A single neuron in a normal adult brain likely has more than a thousand genetic mutations that are not present in the cells that surround it, according to new research from Howard Hughes Medical Institute (HHMI) scientists. The majority of these mutations appear to arise while genes are in active use, after brain development is complete.
"We found that the genes that the brain uses most of all are the genes that are most fragile and most likely to be mutated," says Christopher Walsh, an HHMI investigator at Boston Children's Hospital who led the research. Walsh, Peter Park, a computational biologist at Harvard Medical School, and their colleagues reported their findings in the October 2, 2015, issue of the journal Science.
It's not yet clear how these naturally occurring mutations impact the function of a normal brain, or to what extent they contribute to disease. But by tracing the distribution of mutations among cells, Walsh and his colleagues are already learning new information about how the human brain develops. "The genome of a single neuron is like an archeological record of that cell," Walsh says. "We can read its lineage in the pattern of shared mutations. We now know that if we examined enough cells in enough brains, we could deconstruct the whole pattern of development of the human brain."
Cells of many shapes, sizes, and function are intimately intertwined inside the brain, and scientists have wondered for centuries how that diversity is generated. Scientists are further interested in genome variability between neurons due to evidence from Walsh's lab and others that mutations that affect only a small fraction of cells in the brain can cause serious neurological disease. Until recently, however, scientists who wanted to explore that diversity were stymied by the scant amount of DNA inside neurons: Although researchers could isolate the genetic material from an individual neuron, there was simply not enough DNA to sequence, so cell-to-cell comparisons were impossible.
Walsh's team undertook its current study thanks to technology that has become available in the last few years for amplifying the full genomes of individual cells.

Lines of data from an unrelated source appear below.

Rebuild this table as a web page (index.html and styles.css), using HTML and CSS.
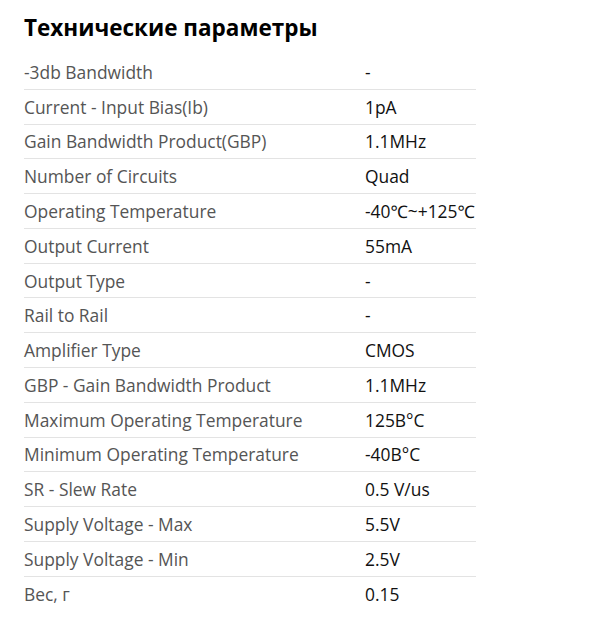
FILE: index.html
```html
<!DOCTYPE html>
<html lang="ru">
<head>
<meta charset="utf-8">
<link rel="stylesheet" href="styles.css">
</head>
<body>
<section class="specs">
  <h2 class="specs-title">Технические параметры</h2>
  <div class="specs-table">
    <div class="row"><div class="label">-3db Bandwidth</div><div class="value">-</div></div>
    <div class="row"><div class="label">Current - Input Bias(Ib)</div><div class="value">1pA</div></div>
    <div class="row"><div class="label">Gain Bandwidth Product(GBP)</div><div class="value">1.1MHz</div></div>
    <div class="row"><div class="label">Number of Circuits</div><div class="value">Quad</div></div>
    <div class="row"><div class="label">Operating Temperature</div><div class="value">-40℃~+125℃</div></div>
    <div class="row"><div class="label">Output Current</div><div class="value">55mA</div></div>
    <div class="row"><div class="label">Output Type</div><div class="value">-</div></div>
    <div class="row"><div class="label">Rail to Rail</div><div class="value">-</div></div>
    <div class="row"><div class="label">Amplifier Type</div><div class="value">CMOS</div></div>
    <div class="row"><div class="label">GBP - Gain Bandwidth Product</div><div class="value">1.1MHz</div></div>
    <div class="row"><div class="label">Maximum Operating Temperature</div><div class="value">125B°C</div></div>
    <div class="row"><div class="label">Minimum Operating Temperature</div><div class="value">-40B°C</div></div>
    <div class="row"><div class="label">SR - Slew Rate</div><div class="value">0.5 V/us</div></div>
    <div class="row"><div class="label">Supply Voltage - Max</div><div class="value">5.5V</div></div>
    <div class="row"><div class="label">Supply Voltage - Min</div><div class="value">2.5V</div></div>
    <div class="row"><div class="label">Вес, г</div><div class="value">0.15</div></div>
  </div>
</section>
</body>
</html>
```
FILE: styles.css
```css
html, body {
  margin: 0;
  padding: 0;
  background: #fff;
}
body {
  font-family: "Open Sans", "Noto Sans", sans-serif;
}
.specs {
  padding: 12px 24px 0 24px;
}
.specs-title {
  margin: 0;
  font-size: 22.5px;
  font-weight: 700;
  line-height: 32px;
  color: #000;
}
.specs-table {
  width: 452px;
  margin-top: 11px;
}
.row {
  display: grid;
  grid-template-columns: 341px 111px;
  border-bottom: 1px solid #e3e3e3;
  padding: 4.9px 0;
  font-size: 17.4px;
  line-height: 24px;
}
.row:last-child {
  border-bottom: none;
}
.label {
  color: #555;
  white-space: nowrap;
}
.value {
  color: #111;
  white-space: nowrap;
  overflow: hidden;
}
```
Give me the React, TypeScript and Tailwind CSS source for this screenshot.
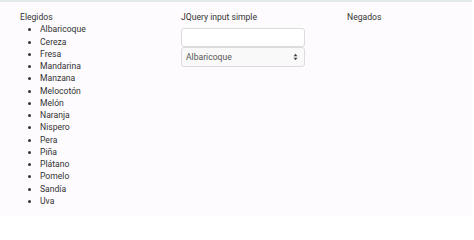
const FRUITS = [
  "Albaricoque",
  "Cereza",
  "Fresa",
  "Mandarina",
  "Manzana",
  "Melocotón",
  "Melón",
  "Naranja",
  "Nispero",
  "Pera",
  "Piña",
  "Plátano",
  "Pomelo",
  "Sandía",
  "Uva",
];

export default function App() {
  return (
    <div className="w-[474px] h-[236px] bg-white font-['Roboto','Liberation_Sans',sans-serif] text-[8.6px] leading-[12.25px] text-[#333]">
      <div className="w-[472px] h-[216px] bg-[#fdfbfd] border-t-2 border-[#e4eaea] flex pl-5 pt-[9px]">
        {/* Elegidos */}
        <div className="w-[161px]">
          <div>Elegidos</div>
          <ul className="list-disc pl-5">
            {FRUITS.map((f) => (
              <li key={f}>{f}</li>
            ))}
          </ul>
        </div>

        {/* JQuery input */}
        <div className="w-[166px]">
          <div>JQuery input simple</div>
          <div className="w-[124px] mt-[5px]">
            <input
              type="text"
              className="block w-full h-[19px] bg-white border border-[#dcdcdc] rounded-[3px]"
            />
            <div className="h-[20px] flex items-center justify-between bg-[#f9f9f9] border border-[#dcdcdc] rounded-[3px] pl-1 pr-[6px] text-[#555]">
              <span>Albaricoque</span>
              <svg width="5" height="8" viewBox="0 0 5 8">
                <path d="M0.5 3.2 L2.5 0.8 L4.5 3.2 Z M0.5 4.8 L2.5 7.2 L4.5 4.8 Z" fill="#444" />
              </svg>
            </div>
          </div>
        </div>

        {/* Negados */}
        <div>
          <div>Negados</div>
        </div>
      </div>
    </div>
  );
}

With plenty of DNA now available, the scientists could fully sequence an individual neuron's genome and scour it for places where that cell's genetic code differed from that of other cells.
The scientists isolated and sequenced the genomes of 36 neurons from healthy brains donated by three adults after their deaths. For comparison, the scientists also sequenced DNA that they isolated from cells in each individual's heart. That effort yielded mountains of data, and Walsh's group teamed up with Park and Semin Lee, a postdoctoral fellow in Park's group, to make sense of it all.
What they found was that every neuron's genome was unique. Each had more than 1,000 point mutations (mutations that alter a single letter of the genetic code), and only a few mutations appeared in more than one cell. What's more, the nature of the variation was not quite what the scientists had expected.
"We expected these mutations to look like cancer mutations," Walsh says, explaining that cancer mutations tend to arise when DNA is imperfectly copied in preparation for cell division, "but in fact they have a unique signature all their own. The mutations that occur in the brain mostly seem to occur when the cells are expressing their genes."
Neurons don't divide, and most of the time their DNA is tightly bundled and protected from damage. When a cell needs to turn on a gene, it opens up the DNA, exposing the gene so that it can be copied into RNA, the first step in protein production. Based on the types and locations of the mutations they found in the neurons, the scientists concluded that most DNA damage had occurred during this unwinding and copying process.
While most of the mutations in the neurons were unique, a small percentage did turn up in more than one cell. That signaled that those mutations had originated when future brain cells were still dividing, a process that is complete before birth. Those early mutations were passed on as cells divided and migrated, and the scientists were able to use them to reconstruct a partial history of the brain's development.
"We knew that cells that shared a certain mutation were related, so we could look at how different cells in the adult were related to each other during development," explains Mollie Woodworth, a postdoctoral researcher in Walsh's lab. Their mapping revealed that closely relatedly cells could wind up quite distant from one another in the adult brain. A single patch of brain tissue might contain cells from five different lineages that diverged before the developing brain had even separated from other tissues in the fetus. "We could identify mutations that happened really early, before the brain existed, and we found that cells that had those mutations were nestled next to cells that had totally different mutations," Woodworth says. In fact, the scientists found, a particular neuron might be more closely related to a cell in the heart than to a neighboring neuron.
The scientists say intermingling cells with different developmental origins might protect the brain from the effects of early-arising, potentially harmful mutations. Although most of the mutations the scientists catalogued were harmless, they did encounter mutations that disrupted genes that, when impaired throughout the brain, can cause disease. "By having very mixed populations, cells that are next to each other and responsible for a similar task are not very closely related to each other, so they're not likely to share the same deleterious mutation," says Michael Lodato, who is also a postdoctoral researcher in Walsh's lab. That could reduce the risk of a particular mutation interfering with a localized brain function, he explains.
Still, the scientists say, this abundance of mutations could influence the function of a normal brain. "To what extent do these clonal mutations normally shape the development of the brain, in a negative way or a positive way?" says Walsh. "To what extent do we have a patch of brain that doesn't work quite right, but not so much that we would call it a disease? That's a big open question."